FCC Chair Brendan Carr Wants More Control Over Social Media

OSTN Staff

In his short time as chairman of the Federal Communications Commission (FCC), Brendan Carr has been no stranger to using his power against disfavored entities. The chairman’s targets have primarily included broadcast networks and social media companies.

Recently, Carr revealed a fundamental misunderstanding about one of the most important laws governing the internet and social media.

On February 27, digital news outlet Semafor held a summit in Washington, D.C., titled “Innovating to Restore Trust in News,” which culminated in a conversation between Semafor editor-in-chief Ben Smith and Carr.

“The social media companies got more power over more speech than any institution in history” in recent years, Carr told Smith. “And I think they’re abusing that power.
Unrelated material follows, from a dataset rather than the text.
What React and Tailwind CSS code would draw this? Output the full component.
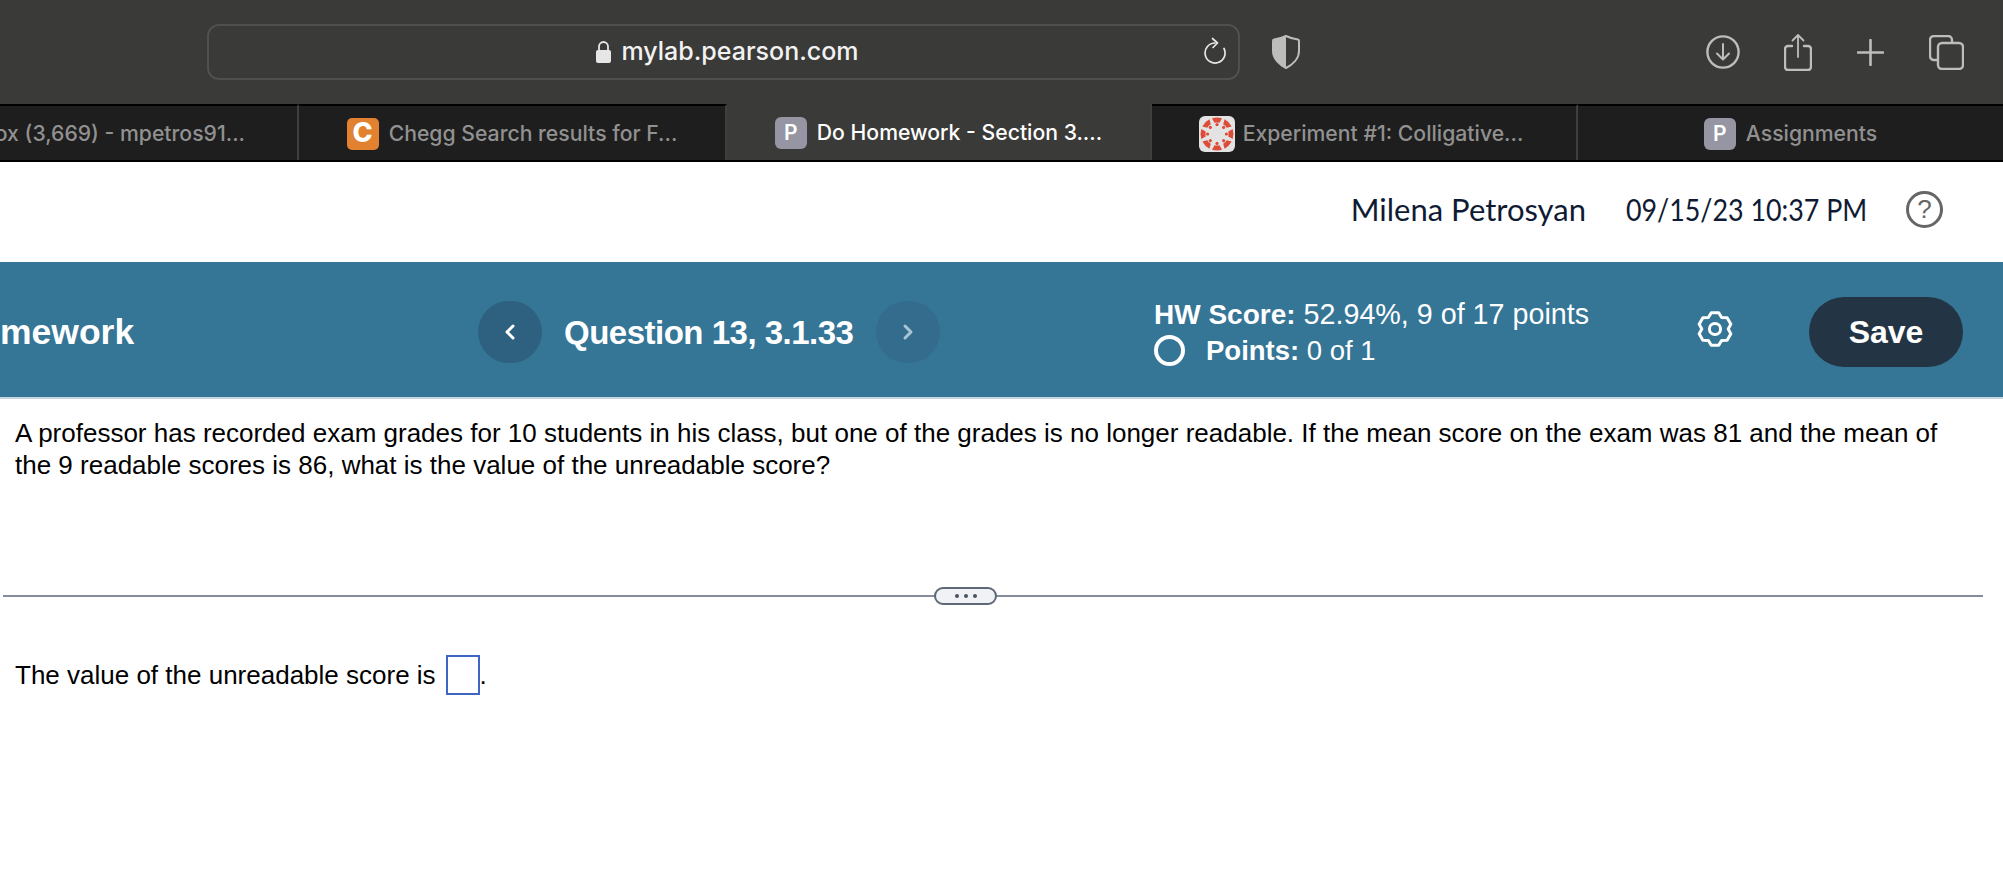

I think it’s appropriate for the FCC to say, let’s take another look at Section 230.”

Section 230 of the Communications Act effectively protects websites and platforms from civil liability for content posted by others. It also protects a platform’s decision to moderate content it finds “objectionable, whether or not such material is constitutionally protected.”

Like many conservatives, Carr looks askance at social media’s latitude to moderate content with what he perceives as impunity. “The FCC should issue an order that interprets Section 230 in a way that eliminates the expansive, non-textual immunities that courts have read into the statute” and “remind courts how the various portions of Section 230 operate,” he wrote in a chapter of The Heritage Foundation’s Mandate for Leadership, more popularly known as Project 2025.

As Reason noted earlier this month, Carr is mistaken. The Supreme Court ruled last year in Loper Bright Enterprises v. Raimondo that government agencies like the FCC do not have the authority to “clarify” or “interpret” statutes as they see fit; Congress and the courts share that job.

Smith pressed Carr on this point. “The Supreme Court has recently ruled pretty strongly,” he noted, “that regulatory agencies are not allowed to go rooting around regulation, looking for new mandates to go dive into the private sector and enforce things on them. And I think a lot of people think your Section 230 aspirations are going to ultimately hit a legal wall, and it just feels like you’re really interested in expanding the power of government in a way that feels new.”

The comparison is “apples and oranges,” Carr replied. Unlike regulatory endeavors undertaken by previous FCC regimes, “social media content moderation is regulated by Congress through Section 230, and so there’s a question of how should that thing apply to social media.”

This, too, is completely backward. “Section 230 allows for web operators, large and small, to moderate user speech and content as they see fit,” according to the Electronic Frontier Foundation (EFF). “This reinforces the First Amendment’s protections for publishers to decide what content they will distribute.”

“The statute was never intended to be a legal ‘stick’ to impose conditions on providers’ behavior,” adds the Wikimedia Foundation, the nonprofit that hosts Wikipedia. “Instead it offers a legal ‘carrot’ to providers who do indeed take steps to moderate content by shielding them from liability for their moderation efforts.”

“Section 230 grants complete immunity for publisher or speaker activities regardless of whether the challenged speech is unlawful,” according to a February 2024 report from the Congressional Research Service. “In contrast, the First Amendment requires an inquiry into whether the challenged speech is constitutionally protected and may provide limited or no immunity for certain activities.”

This was the explicit intent of the law: to encourage platforms to moderate by allowing them the freedom to make moderation decisions without having to go to court to justify them or fearing that a poor decision could be held against them.

In fact, in the absence of Section 230—or even if it were merely weakened—platforms could be subject to lawsuits if they remove any content, even though choosing what content to allow on your privately-owned website is protected by the First Amendment. Giants like Facebook and YouTube could likely weather that kind of onslaught, but smaller competitors could be driven out of business or otherwise made useless.

Without Section 230, Yelp—the online platform where users rate and review businesses—would be vulnerable to lawsuits from business owners who disagreed with negative reviews. “A user who believes a review violates our content guidelines can flag it for removal—this includes reviews that a final court of competent jurisdiction has deemed to be defamatory,” Yelp general counsel Aaron Schur told the EFF. “We do not take sides in factual disputes, however, so we do not remove reviews that appear to reflect the experiences of the reviewer….[Section] 230 is pivotal to our business in this regard: reviews are the responsibility of the people who write them, not the platform that hosts them.”

“Absent [Section] 230, websites like Yelp would be pressured to avoid liability by removing legitimate, negative reviews, and they would deprive consumers of information about the experiences of others,” Schur added.

If Section 230 were weakened or revised, it would empower the government to wield control over internet platforms by opening them up to lawsuits. Smith said as much to Carr, marveling that Carr seemed “so eager to get a government agency into the business of these private companies.”

“I’m eager to apply the law as passed by Congress,” Carr retorted. But if he were truly eager to apply Section 230 as Congress passed it, the best way to do so would be to keep his hands off.